Another series was inspired by the true story of a black panther that escaped from a zoo in Zurich in 1933 and survived in the Swiss countryside for 10 weeks before being killed and eaten by a local hunter. Most of the paintings represent the cat’s point of view, but one imagines the terrified perspective of local children who were warned about the hungry fugitive.


La Brea (right panel), 2016, watercolor, gouache and ink on paper / in three parts, each: 60.5 × 119.5"

“My process is not at all original, but I tell stories that haven’t been told before.”

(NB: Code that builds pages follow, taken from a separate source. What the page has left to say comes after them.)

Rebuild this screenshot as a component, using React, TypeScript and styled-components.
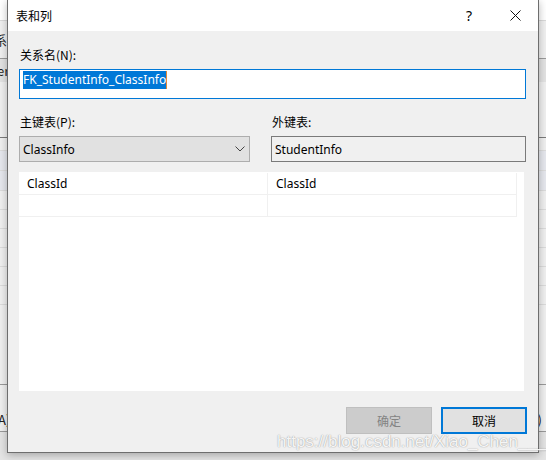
import styled, { createGlobalStyle } from "styled-components";

const GlobalStyle = createGlobalStyle`
  html, body {
    margin: 0;
    padding: 0;
    background: #f0f0f0;
  }
  body {
    font-family: "Noto Sans", "Noto Sans CJK SC", sans-serif;
    font-size: 12px;
    color: #000;
  }
`;

const Desktop = styled.div`
  position: relative;
  width: 546px;
  height: 460px;
  overflow: hidden;
  background: #f0f0f0;
`;

const BackWindow = styled.div`
  display: flex;
  flex-direction: column;
  width: 100%;
  height: 100%;
`;

const BackRow = styled.div<{ $h: number; $bg?: string; $line?: string }>`
  height: ${(p) => p.$h}px;
  flex: none;
  display: flex;
  align-items: center;
  justify-content: space-between;
  background: ${(p) => p.$bg ?? "#f0f0f0"};
  border-bottom: 1px solid ${(p) => p.$line ?? "#dedede"};
  box-sizing: border-box;
  font-family: "Noto Sans CJK SC", "Noto Sans", sans-serif;
  font-size: 13px;
  color: #222;
`;

const BackText = styled.span<{ $shift: number; $drop?: number }>`
  margin-left: ${(p) => p.$shift}px;
  margin-right: ${(p) => -p.$shift}px;
  margin-top: ${(p) => p.$drop ?? 0}px;
  white-space: nowrap;
`;

const Dialog = styled.div`
  position: absolute;
  left: 7px;
  top: 0;
  width: 532px;
  height: 453px;
  box-sizing: border-box;
  border: 1px solid #6e6e6e;
  border-top: none;
  background: #f0f0f0;
  box-shadow: 0 2px 8px rgba(0, 0, 0, 0.28);
  display: flex;
  flex-direction: column;
`;

const TitleBar = styled.div`
  height: 31px;
  flex: none;
  background: #fff;
  display: flex;
  align-items: center;
  padding-left: 8px;
  font-family: "Noto Sans CJK SC", sans-serif;
  font-size: 12px;
`;

const Title = styled.span`
  flex: 1;
`;

const TitleButton = styled.div`
  width: 46px;
  height: 31px;
  display: flex;
  align-items: center;
  justify-content: center;
  font-family: "Noto Sans", sans-serif;
  font-size: 14px;
`;

const Body = styled.div`
  flex: 1;
  display: flex;
  flex-direction: column;
  padding: 0 12px 0 11px;
`;

const Label = styled.div<{ $top: number }>`
  margin-top: ${(p) => p.$top}px;
  height: 16px;
  line-height: 16px;
  padding-left: 1px;
  font-family: "Noto Sans CJK SC", sans-serif;
  font-size: 12px;
`;

const NameInput = styled.div`
  margin-top: 6px;
  height: 30px;
  box-sizing: border-box;
  border: 1px solid #0078d7;
  background: #fff;
  display: flex;
  align-items: flex-start;
  padding: 1px 0 0 3px;
`;

const Selected = styled.span`
  background: #0078d7;
  color: #fff;
  height: 18px;
  line-height: 18px;
  font-family: "Noto Sans", sans-serif;
  font-size: 12px;
  border-right: 1px solid #e08a3a;
`;

const Columns = styled.div`
  display: grid;
  grid-template-columns: 231px 255px;
  column-gap: 21px;
  margin-top: 15px;
`;

const Field = styled.div`
  display: flex;
  flex-direction: column;
`;

const Combo = styled.div`
  margin-top: 6px;
  height: 26px;
  box-sizing: border-box;
  border: 1px solid #adadad;
  background: #e1e1e1;
  display: flex;
  align-items: center;
  justify-content: space-between;
  padding: 0 4px 0 3px;
  font-family: "Noto Sans", sans-serif;
`;

const ReadOnlyBox = styled.div`
  margin-top: 6px;
  height: 26px;
  box-sizing: border-box;
  border: 1px solid #7a7a7a;
  background: #f0f0f0;
  display: flex;
  align-items: center;
  padding-left: 3px;
  font-family: "Noto Sans", sans-serif;
`;

const Grid = styled.div`
  margin-top: 10px;
  margin-right: 2px;
  height: 219px;
  background: #fff;
  padding-top: 1px;
  box-sizing: border-box;
`;

const GridRow = styled.div`
  display: grid;
  grid-template-columns: 249px 249px;
  width: 498px;
`;

const Cell = styled.div`
  height: 22px;
  box-sizing: border-box;
  border-bottom: 1px solid #f0f0f0;
  border-right: 1px solid #f0f0f0;
  padding-left: 8px;
  line-height: 22px;
  font-family: "Noto Sans", sans-serif;
  font-size: 12px;
`;

const ButtonRow = styled.div`
  display: flex;
  justify-content: flex-end;
  gap: 9px;
  margin-top: 16px;
  margin-right: -1px;
`;

const Button = styled.div<{ $variant: "disabled" | "focus" }>`
  width: 86px;
  height: 27px;
  box-sizing: border-box;
  display: flex;
  align-items: center;
  justify-content: center;
  font-family: "Noto Sans CJK SC", sans-serif;
  font-size: 12px;
  background: ${(p) => (p.$variant === "disabled" ? "#cccccc" : "#e1e1e1")};
  border: ${(p) =>
    p.$variant === "disabled" ? "1px solid #bfbfbf" : "2px solid #0078d7"};
  color: ${(p) => (p.$variant === "disabled" ? "#838383" : "#000")};
`;

const Watermark = styled.div`
  position: absolute;
  left: 277px;
  top: 433px;
  line-height: 1;
  font-family: "Liberation Sans", Arial, sans-serif;
  font-size: 17px;
  color: rgba(255, 255, 255, 0.92);
  text-shadow: 0 0 1px rgba(0, 0, 0, 0.35), 0 0 2px rgba(0, 0, 0, 0.15);
  white-space: nowrap;
  pointer-events: none;
`;

function Chevron() {
  return (
    <svg width="10" height="6" viewBox="0 0 10 6">
      <path d="M0.5 0.5 L5 5 L9.5 0.5" fill="none" stroke="#444" strokeWidth="1" />
    </svg>
  );
}

function CloseIcon() {
  return (
    <svg width="11" height="11" viewBox="0 0 11 11">
      <path d="M0.5 0.5 L10.5 10.5 M10.5 0.5 L0.5 10.5" stroke="#111" strokeWidth="1" />
    </svg>
  );
}

export default function App() {
  return (
    <>
      <GlobalStyle />
      <Desktop>
        <BackWindow>
          <BackRow $h={21} $bg="#ffffff" $line="#d9d9d9" />
          <BackRow $h={38} $line="#9a9a9a">
            <BackText $shift={-6}>系</BackText>
          </BackRow>
          <BackRow $h={23} $bg="#e3e3e3" $line="#e3e3e3">
            <BackText $shift={-3}>er</BackText>
          </BackRow>
          <BackRow $h={56} $line="#7a7a7a" />
          <BackRow $h={13} $line="#dcdcdc" />
          <BackRow $h={20} $bg="#e6e8ee" $line="#dcdcdc" />
          <BackRow $h={20} $bg="#e6e8ee" $line="#dcdcdc" />
          <BackRow $h={19} $line="#dcdcdc" />
          <BackRow $h={19} $line="#dcdcdc" />
          <BackRow $h={19} $line="#dcdcdc" />
          <BackRow $h={19} $line="#dcdcdc" />
          <BackRow $h={19} $line="#dcdcdc" />
          <BackRow $h={19} $line="#dcdcdc" />
          <BackRow $h={80} $line="#9a9a9a" />
          <BackRow $h={47} $line="#9a9a9a">
            <BackText $shift={-2} $drop={22}>A)</BackText>
            <BackText $shift={-4} $drop={22}>C)</BackText>
          </BackRow>
          <BackRow $h={28} $bg="#e4e4e4" $line="#e4e4e4" />
        </BackWindow>

        <Dialog>
          <TitleBar>
            <Title>表和列</Title>
            <TitleButton>?</TitleButton>
            <TitleButton>
              <CloseIcon />
            </TitleButton>
          </TitleBar>
          <Body>
            <Label $top={16}>关系名(N):</Label>
            <NameInput>
              <Selected>FK_StudentInfo_ClassInfo</Selected>
            </NameInput>
            <Columns>
              <Field>
                <Label $top={0}>主键表(P):</Label>
                <Combo>
                  <span>ClassInfo</span>
                  <Chevron />
                </Combo>
              </Field>
              <Field>
                <Label $top={0}>外键表:</Label>
                <ReadOnlyBox>StudentInfo</ReadOnlyBox>
              </Field>
            </Columns>
            <Grid>
              <GridRow>
                <Cell>ClassId</Cell>
                <Cell>ClassId</Cell>
              </GridRow>
              <GridRow>
                <Cell />
                <Cell />
              </GridRow>
            </Grid>
            <ButtonRow>
              <Button $variant="disabled">确定</Button>
              <Button $variant="focus">取消</Button>
            </ButtonRow>
          </Body>
        </Dialog>
        <Watermark>https://blog.csdn.net/Xiao_Chen_____</Watermark>
      </Desktop>
    </>
  );
}
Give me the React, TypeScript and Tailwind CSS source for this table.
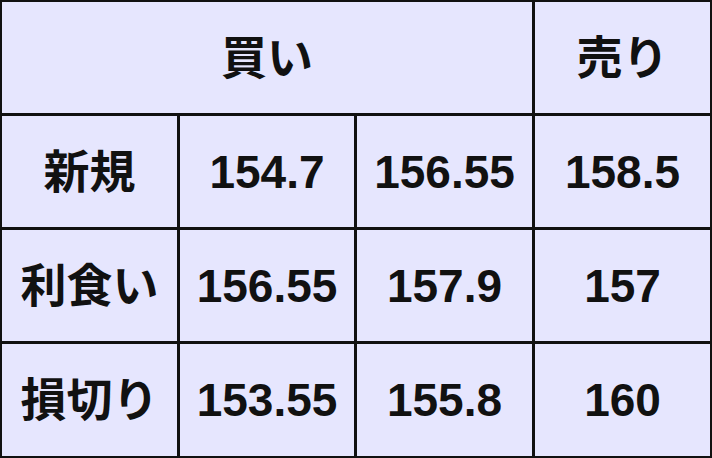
const rows: [string, string, string, string][] = [
  ["新規", "154.7", "156.55", "158.5"],
  ["利食い", "156.55", "157.9", "157"],
  ["損切り", "153.55", "155.8", "160"],
];

function Cell({ children, span }: { children: React.ReactNode; span?: boolean }) {
  return (
    <div
      className={`flex items-center justify-center bg-[#e6e6fe] text-[46px] font-bold text-[#111] ${
        span ? "col-span-3" : ""
      }`}
    >
      {children}
    </div>
  );
}

export default function App() {
  return (
    <div
      className="grid h-[458px] w-[712px] grid-cols-[175px_174px_175px_1fr] grid-rows-[111px_111px_111px_1fr] gap-[3px] border-2 border-[#111] bg-[#111] leading-none"
      style={{ fontFamily: '"Liberation Sans", "Noto Sans CJK JP", sans-serif' }}
    >
      <Cell span>買い</Cell>
      <Cell>売り</Cell>
      {rows.map((r) => r.map((v, i) => <Cell key={r[0] + i}>{v}</Cell>))}
    </div>
  );
}
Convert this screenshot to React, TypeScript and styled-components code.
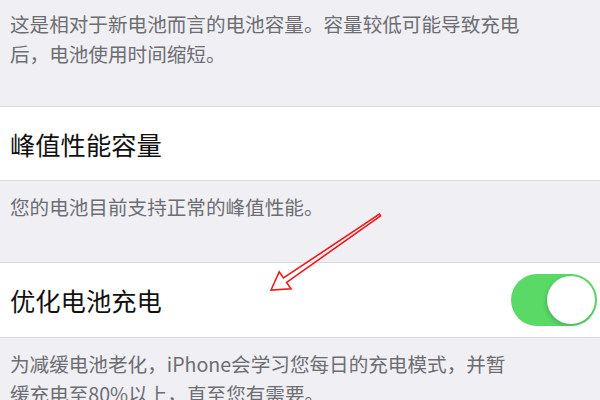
import styled, { createGlobalStyle } from "styled-components"

export default function App() {
	return (
		<>
			<GlobalStyle />
			<Page>
				<FooterText $top={9} $bottom={37}>
					这是相对于新电池而言的电池容量。容量较低可能导致充电
					<br />
					后，电池使用时间缩短。
				</FooterText>
				<SettingRow title="峰值性能容量" height={73} />
				<FooterText $top={11} $bottom={40}>
					您的电池目前支持正常的峰值性能。
				</FooterText>
				<SettingRow title="优化电池充电" height={74} toggle />
				<FooterText $top={11} $bottom={0}>
					为减缓电池老化，iPhone会学习您每日的充电模式，并暂
					<br />
					缓充电至80%以上，直至您有需要。
				</FooterText>
				<ArrowMark width="600" height="400" viewBox="0 0 600 400">
					<polygon
						points="380.6,215.8 286.6,282.4 291,288.8 271,290 279.2,271.8 283.4,278 379.4,214.2"
						fill="none"
						stroke="#f01818"
						strokeWidth="1.6"
						strokeLinejoin="miter"
					/>
				</ArrowMark>
			</Page>
		</>
	)
}

const SettingRow = ({ title, height, toggle }: { title: string; height: number; toggle?: boolean }) => {
	return (
		<Row $height={height}>
			<RowTitle>{title}</RowTitle>
			{toggle && (
				<Switch role="switch" aria-checked="true">
					<Knob />
				</Switch>
			)}
		</Row>
	)
}

//style

const GlobalStyle = createGlobalStyle`
	html, body {
		margin: 0;
		padding: 0;
		background: #efeff4;
		overflow: hidden;
	}
`

const Page = styled.div`
	position: relative;
	display: flex;
	flex-direction: column;
	width: 600px;
	height: 400px;
	overflow: hidden;
	background: #efeff4;
	font-family: "Noto Sans CJK SC", "Noto Sans", sans-serif;
`

const FooterText = styled.div<{ $top: number; $bottom: number }>`
	flex-shrink: 0;
	padding: ${(p) => p.$top}px 0 ${(p) => p.$bottom}px 10px;
	font-size: 19.6px;
	line-height: 30px;
	color: #6d6d72;
	white-space: nowrap;
`

const Row = styled.div<{ $height: number }>`
	flex-shrink: 0;
	display: flex;
	align-items: center;
	justify-content: space-between;
	height: ${(p) => p.$height}px;
	padding: 0 3px 0 10px;
	background: #fff;
	border-top: 1px solid #d9d9de;
	border-bottom: 1px solid #d9d9de;
`

const RowTitle = styled.div`
	font-size: 25.3px;
	color: #111;
`

const Switch = styled.div`
	position: relative;
	width: 86px;
	height: 52px;
	border-radius: 26px;
	background: #5ad967;
`

const Knob = styled.div`
	position: absolute;
	top: 2px;
	right: 2px;
	width: 48px;
	height: 48px;
	border-radius: 50%;
	background: #fff;
	box-shadow: -1px 2px 4px rgba(0, 0, 0, 0.18);
`

const ArrowMark = styled.svg`
	position: absolute;
	left: 0;
	top: 0;
	pointer-events: none;
`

“My process is not at all original,” Ford said, “but I tell stories that haven’t been told before.” Despite the comment, students and other audience members at the talk peppered him with questions about his process, which prompted the artist to explain that he begins with pencil drawings on huge sheets of custom-made, 300-pound paper, then adds washes of transparent watercolors before highlighting his paintings in gouache.

During his visit to RISD, Ford clearly enjoyed discussing his work with fellow artists and jokingly bragged about getting the wet-in-wet watercolor technique just right the first time when painting La Brea (2016), a 10-foot-wide piece he exhibited last fall in his most recent solo show at his gallery, Gagosian Beverly Hills in Los Angeles. Titled Calafia, the exhibition featured work focused on animals specific to California, like the MGM lion and the (now extinct) California grizzly. In the right-hand panel of La Brea, two saber-tooth tigers rise up from the ancient tar pits and prepare to attack a modern-day mountain lion.

“It’s sort of an attraction-repulsion thing,” Ford says of this piece and his work overall—“beautiful to begin with until you notice that some sort of horrible violence is about to happen.”